Hitt’s field telephone switchboard, designed in 1912 with assistance from fellow students, demonstrated a technical prowess and the ability to plan for the Army’s future needs. This board could handle 40 telephone calls, and used standard telephone material to make repair, supply, and production easier. Contained in a portable case, it provided a complete switchboard set-up in one-fourth the space of conventional equipment. By early 1913, the War Department had tested and planned to produce the device for field use.[9] While superior to existing switchboards, by the time the American Expeditionary Forces (AEF) got to France it was determined to be only suitable at Division level and above as it was too heavy and had greater capacity than needed at lower levels.[10]

Hitt, knowing that both the official U.S. Army field cipher and other, unofficial systems in use were insecure, recommended in May 1914 that the unofficial system used by the 2nd Division be replaced by a more secure system. He was turned down. Later that year, he proposed another system that he developed that could employ either a sliding strip or a cylinder to generate cipher text. In 1917 another Army code and cipher expert, Lt. Joseph Mauborgne,[11] in charge of the Engineering and Research Division of the Signal Corps, adapted Hitt’s cylindrical device, and in 1922 the Army issued it as the M-94. It remained in service for the better part of three decades and was also used by the Navy. In the 1930s, the Army used Hitt’s original sliding device to develop the M-138-A; this device was also used by the State Department and the Navy.[12]
The immediate importance of Hitt’s Manual cannot be overstated. While its cryptanalytic techniques are basic and were almost immediately outmoded and overtaken by advances in the discipline, the book is concise and user-friendly. It is the book that both William and Elizebeth Smith Friedman used to learn about cryptanalysis in their early days at Riverbank Laboratories.[13] They would use the Manual as a textbook in their classes for the hundreds of Army students that came to Riverbank in 1918 for cryptanalytic training before deploying to France.[14]

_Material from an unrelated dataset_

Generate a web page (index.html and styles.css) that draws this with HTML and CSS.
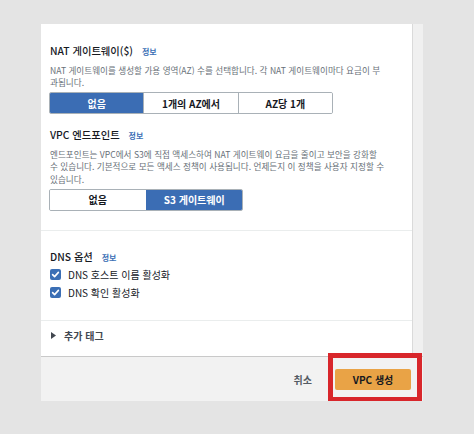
FILE: index.html
```html
<!DOCTYPE html>
<html lang="ko">
<head>
<meta charset="utf-8">
<link rel="stylesheet" href="styles.css">
</head>
<body>
<div class="window">
  <div class="body-row">
    <div class="panel">
      <div class="section first">
        <div class="field">
          <div class="label">NAT 게이트웨이($) <span class="info">정보</span></div>
          <div class="desc">NAT 게이트웨이를 생성할 가용 영역(AZ) 수를 선택합니다. 각 NAT 게이트웨이마다 요금이 부<br>과됩니다.</div>
          <div class="segmented three">
            <div class="seg active">없음</div>
            <div class="seg">1개의 AZ에서</div>
            <div class="seg">AZ당 1개</div>
          </div>
        </div>
        <div class="field second">
          <div class="label">VPC 엔드포인트 <span class="info">정보</span></div>
          <div class="desc">엔드포인트는 VPC에서 S3에 직접 액세스하여 NAT 게이트웨이 요금을 줄이고 보안을 강화할<br>수 있습니다. 기본적으로 모든 액세스 정책이 사용됩니다. 언제든지 이 정책을 사용자 지정할 수<br>있습니다.</div>
          <div class="segmented two">
            <div class="seg">없음</div>
            <div class="seg active">S3 게이트웨이</div>
          </div>
        </div>
      </div>
      <div class="section dns">
        <div class="label">DNS 옵션 <span class="info">정보</span></div>
        <label class="check-row first-check"><span class="box"><svg viewBox="0 0 11 11" width="11" height="11"><path d="M2.6 5.6 L4.6 7.6 L8.4 3.4" fill="none" stroke="#fff" stroke-width="1.6" stroke-linecap="round" stroke-linejoin="round"/></svg></span>DNS 호스트 이름 활성화</label>
        <label class="check-row"><span class="box"><svg viewBox="0 0 11 11" width="11" height="11"><path d="M2.6 5.6 L4.6 7.6 L8.4 3.4" fill="none" stroke="#fff" stroke-width="1.6" stroke-linecap="round" stroke-linejoin="round"/></svg></span>DNS 확인 활성화</label>
      </div>
      <div class="section tags">
        <div class="expander"><svg class="caret" viewBox="0 0 5 7" width="5" height="7"><polygon points="0,0 5,3.5 0,7" fill="#414750"/></svg>추가 태그</div>
      </div>
    </div>
    <div class="scrollbar"></div>
  </div>
  <div class="footer">
    <span class="cancel">취소</span>
    <span class="primary">VPC 생성</span>
  </div>
  <div class="highlight"></div>
</div>
</body>
</html>
```
FILE: styles.css
```css
html, body {
  margin: 0;
  padding: 0;
  background: #e4e4e4;
  font-family: "Noto Sans CJK KR", "Noto Sans", sans-serif;
  color: #16191f;
}

.window {
  margin: 24px 0 0 41px;
  width: 382px;
  position: relative;
}

.body-row {
  display: flex;
  height: 332px;
}

.panel {
  width: 371px;
  background: #ffffff;
}

.scrollbar {
  width: 11px;
  background: #f0f0f0;
  border-left: 1px solid #dadada;
  box-sizing: border-box;
}

.section {
  padding-left: 8px;
  border-bottom: 1px solid #eaeded;
}

.section.first {
  padding-top: 20px;
  padding-bottom: 19.5px;
}

.field.second {
  margin-top: 14px;
}

.label {
  font-size: 10.3px;
  line-height: 14px;
  font-weight: 500;
  padding-left: 1px;
}

.info {
  font-size: 8px;
  font-weight: 700;
  color: #3b6fb5;
  margin-left: 6px;
}

.desc {
  margin-top: 4.5px;
  font-size: 8.6px;
  line-height: 12.5px;
  color: #687078;
  padding-left: 1px;
  white-space: nowrap;
}

.segmented {
  margin-top: 3.5px;
  display: flex;
  height: 22px;
  box-sizing: border-box;
  border: 1px solid #a9b1b7;
  border-radius: 2px;
  overflow: hidden;
}

.segmented.three {
  width: 284px;
}

.segmented.two {
  width: 194px;
}

.seg {
  flex: 1;
  display: flex;
  align-items: center;
  justify-content: center;
  font-size: 10px;
  font-weight: 700;
  color: #16191f;
  background: #ffffff;
}

.seg + .seg {
  border-left: 1px solid #a9b1b7;
}

.seg.active {
  background: #3b6db4;
  color: #ffffff;
  border-color: #3b6db4;
}

.section.dns {
  padding-top: 18.5px;
  padding-bottom: 18.7px;
}

.check-row {
  display: flex;
  align-items: center;
  height: 17.5px;
  font-size: 10px;
  color: #16191f;
}

.check-row.first-check {
  margin-top: 1.5px;
}

.box {
  width: 11px;
  height: 11px;
  border-radius: 2px;
  background: #3b6fb5;
  display: flex;
  margin-left: 1px;
  margin-right: 7px;
}

.section.tags {
  padding-top: 8px;
  border-bottom: none;
}

.expander {
  display: flex;
  align-items: center;
  height: 14px;
  font-size: 10px;
  font-weight: 700;
  color: #414750;
}

.caret {
  margin-left: 2px;
  margin-right: 8px;
}

.footer {
  height: 45px;
  box-sizing: border-box;
  border-top: 1px solid #c9c9c9;
  background: #f2f2f2;
  display: flex;
  justify-content: flex-end;
  align-items: center;
  gap: 23px;
  padding-right: 12px;
}

.cancel {
  font-size: 10px;
  font-weight: 700;
  color: #545b64;
}

.primary {
  width: 76px;
  height: 21px;
  display: flex;
  align-items: center;
  justify-content: center;
  background: #e9a346;
  border-radius: 2px;
  font-size: 10px;
  font-weight: 700;
  color: #16191f;
}

.highlight {
  position: absolute;
  left: 287px;
  top: 329px;
  width: 94px;
  height: 49px;
  box-sizing: border-box;
  border: 5px solid #d8262b;
}
```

Hitt’s experience in cryptology was more than theoretical. His work was based on practical experience breaking codes to support military activity. During the period of tension between the United States and Mexico that culminated in Gen. John Pershing’s Punitive Expedition in 1916–17, Hitt and his wife Genevieve were among the handful of amateur cryptologists called upon by the Army to “moonlight” and solve intercepted Mexican government messages in their spare time. He did so in the evenings, first at Leavenworth and then at Fort Sill, after teaching machine-gunning all day at the School of Musketry.[15]

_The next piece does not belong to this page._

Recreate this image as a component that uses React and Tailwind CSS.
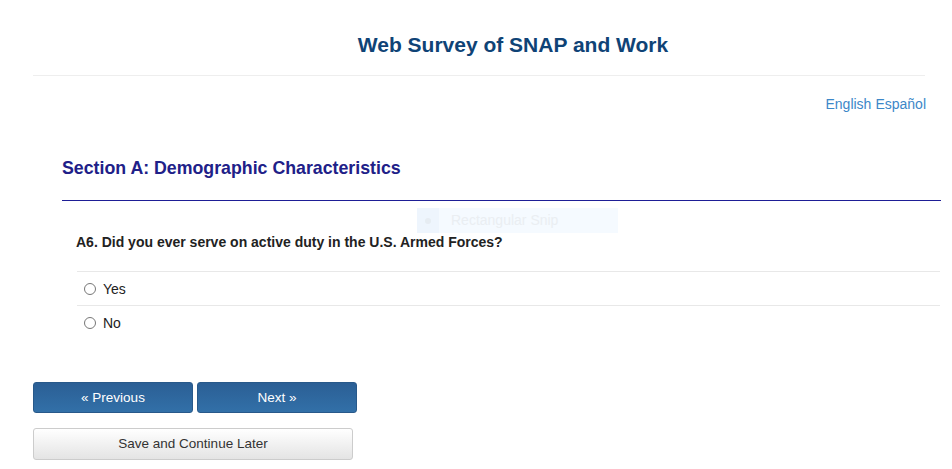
export default function App() {
  return (
    <div className="relative w-[952px] h-[469px] overflow-hidden bg-white font-['Liberation_Sans',Arial,sans-serif]">
      <div className="pl-[33px]">
        <div className="pt-[33px] pl-[68px] pr-[27px] text-center">
          <h1 className="text-[21px] leading-[24px] font-bold text-[#0f4376]">Web Survey of SNAP and Work</h1>
        </div>
        <div className="mt-[18px] mr-[27px] border-t border-[#eeeeee]"></div>
        <div className="mt-[18px] mr-[26px] flex justify-end text-[14px] leading-[20px] text-[#3c87c8]">
          <span>English</span>
          <span className="ml-[4px]">Español</span>
        </div>
        <div className="pl-[29px] mt-[43px]">
          <h2 className="text-[17.75px] leading-[22px] font-bold text-[#202088]">Section A: Demographic Characteristics</h2>
          <div className="mt-[21px] mr-[11px] h-[1px] bg-[#1e1e96]"></div>
          <div className="pl-[14px] mt-[33px]">
            <p className="text-[14px] leading-[16px] font-bold text-[#222]">A6. Did you ever serve on active duty in the U.S. Armed Forces?</p>
            <div className="mt-[21px] ml-[1px] mr-[12px]">
              <label className="flex items-center h-[34px] border-t border-[#e8e8e8] pl-[7px] pt-[1px] text-[14px] text-[#222]">
                <span className="w-[12px] h-[12px] rounded-full border border-[#777] bg-white"></span>
                <span className="ml-[7px]">Yes</span>
              </label>
              <label className="flex items-center h-[34px] border-t border-[#e8e8e8] pl-[7px] pt-[1px] text-[14px] text-[#222]">
                <span className="w-[12px] h-[12px] rounded-full border border-[#777] bg-white"></span>
                <span className="ml-[7px]">No</span>
              </label>
            </div>
          </div>
        </div>
        <div className="mt-[43px] flex gap-[4px]">
          <button className="w-[160px] h-[31px] pt-[1px] rounded-[3px] border border-[#28598a] bg-gradient-to-b from-[#2b5f95] to-[#3270a8] text-white text-[13.5px]">« Previous</button>
          <button className="w-[160px] h-[31px] pt-[1px] rounded-[3px] border border-[#28598a] bg-gradient-to-b from-[#2b5f95] to-[#3270a8] text-white text-[13.5px]">Next »</button>
        </div>
        <div className="mt-[15px]">
          <button className="w-[320px] h-[32px] pt-[1px] rounded-[3px] border border-[#cccccc] bg-gradient-to-b from-[#ffffff] to-[#e4e4e4] text-[#333] text-[13.5px]">Save and Continue Later</button>
        </div>
      </div>
      <div className="absolute left-[417px] top-[208px] w-[201px] h-[25px] bg-[#f5faff] flex items-center">
        <div className="w-[22px] h-full bg-[#eef5fd] flex items-center justify-center">
          <span className="w-[6px] h-[6px] rounded-full bg-[#e6ecf2]"></span>
        </div>
        <span className="ml-[12px] text-[14px] text-[#eaeef2]">Rectangular Snip</span>
      </div>
    </div>
  );
}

Hitt was interested in military communications beyond cryptology, and tried to advance the Army’s knowledge of how communications were being handled in the war in Europe. In January 1915, he made a formal request to go to France on his own time, and at his own expense, to study the systems of communications used by the combatants on the continent. Hitt believed that his four years of study of the possibilities of telephone communications for military purposes made him the ideal candidate for this task. The director of the school, Maj. Leonard Wildman, as well as Generals John J. Pershing and Frederick Funston all indicated their approval of Hitt’s plan. Wildman thought the trip would be of particular use because as a cipher expert Hitt might be able to obtain valuable information about how to keep military communications secret. But Hitt never made the trip, as then-Maj. Peyton March, in the War Department’s Adjutant General’s Office, dismissed the request, pointing out that War Department policy was not to allow officers to go abroad on leave at that time.[16]

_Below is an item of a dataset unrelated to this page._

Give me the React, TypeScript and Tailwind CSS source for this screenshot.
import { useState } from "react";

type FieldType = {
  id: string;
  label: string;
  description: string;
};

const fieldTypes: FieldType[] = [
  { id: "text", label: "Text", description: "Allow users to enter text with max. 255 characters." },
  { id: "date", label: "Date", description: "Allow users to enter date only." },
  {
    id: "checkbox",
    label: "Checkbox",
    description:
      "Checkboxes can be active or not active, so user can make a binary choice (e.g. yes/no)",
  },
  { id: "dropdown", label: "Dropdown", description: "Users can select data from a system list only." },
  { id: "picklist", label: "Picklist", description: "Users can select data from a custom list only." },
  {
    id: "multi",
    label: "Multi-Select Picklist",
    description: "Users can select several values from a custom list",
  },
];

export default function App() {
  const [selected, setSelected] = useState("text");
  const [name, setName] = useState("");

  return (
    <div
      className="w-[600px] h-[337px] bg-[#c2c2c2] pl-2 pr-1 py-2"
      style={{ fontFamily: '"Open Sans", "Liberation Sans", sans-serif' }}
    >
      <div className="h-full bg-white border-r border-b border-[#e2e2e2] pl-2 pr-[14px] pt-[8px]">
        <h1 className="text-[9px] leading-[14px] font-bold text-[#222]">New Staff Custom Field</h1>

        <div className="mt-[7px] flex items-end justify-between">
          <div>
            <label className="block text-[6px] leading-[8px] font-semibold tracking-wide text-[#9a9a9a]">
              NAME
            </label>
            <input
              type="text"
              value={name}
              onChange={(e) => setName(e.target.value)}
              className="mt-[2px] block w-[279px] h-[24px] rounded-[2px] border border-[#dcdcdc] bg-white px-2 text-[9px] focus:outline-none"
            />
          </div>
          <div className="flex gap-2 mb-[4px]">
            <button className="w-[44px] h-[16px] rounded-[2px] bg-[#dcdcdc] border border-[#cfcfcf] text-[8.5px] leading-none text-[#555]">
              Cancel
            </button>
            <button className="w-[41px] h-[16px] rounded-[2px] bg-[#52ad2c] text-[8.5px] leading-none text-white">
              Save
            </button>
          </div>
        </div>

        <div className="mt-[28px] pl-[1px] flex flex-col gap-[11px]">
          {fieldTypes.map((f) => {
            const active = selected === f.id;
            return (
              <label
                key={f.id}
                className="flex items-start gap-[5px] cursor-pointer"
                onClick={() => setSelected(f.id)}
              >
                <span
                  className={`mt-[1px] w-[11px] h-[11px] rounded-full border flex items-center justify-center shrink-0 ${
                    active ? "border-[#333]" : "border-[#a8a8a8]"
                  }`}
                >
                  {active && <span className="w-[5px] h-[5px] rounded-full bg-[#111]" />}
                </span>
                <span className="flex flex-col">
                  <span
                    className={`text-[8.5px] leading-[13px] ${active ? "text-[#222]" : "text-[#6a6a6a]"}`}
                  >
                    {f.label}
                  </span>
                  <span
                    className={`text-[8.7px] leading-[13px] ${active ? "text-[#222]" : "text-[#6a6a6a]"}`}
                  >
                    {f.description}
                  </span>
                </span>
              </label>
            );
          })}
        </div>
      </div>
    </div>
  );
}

What a missed opportunity for the Signal Corps! Hitt would have been able to relate his theoretical and practical work in peacetime to the realities of establishing military lines of communications in wartime, which likely would have stood the AEF in good stead in the years to come.
When the war did come, Hitt was almost immediately selected to be assistant to Chief Signal Officer Gen. Edgar Russel. Maj. Ralph Van Deman, who was Chief of the Military Intelligence Section (later Division) and who had hoped to obtain Hitt’s services for setting up a Code and Cipher section, later told Hitt’s wife that he was “exceedingly sorry and disgusted that General Pershing succeeded in stealing Captain Hitt from us.”[17] Van Deman did acknowledge that Hitt had been very happy to be stolen.
While traveling on the RMS Baltic with Pershing, Hitt was put in charge of coding and decoding all AEF messages, a job he was able to relinquish a few weeks after AEF Headquarters was set up in Paris.[18]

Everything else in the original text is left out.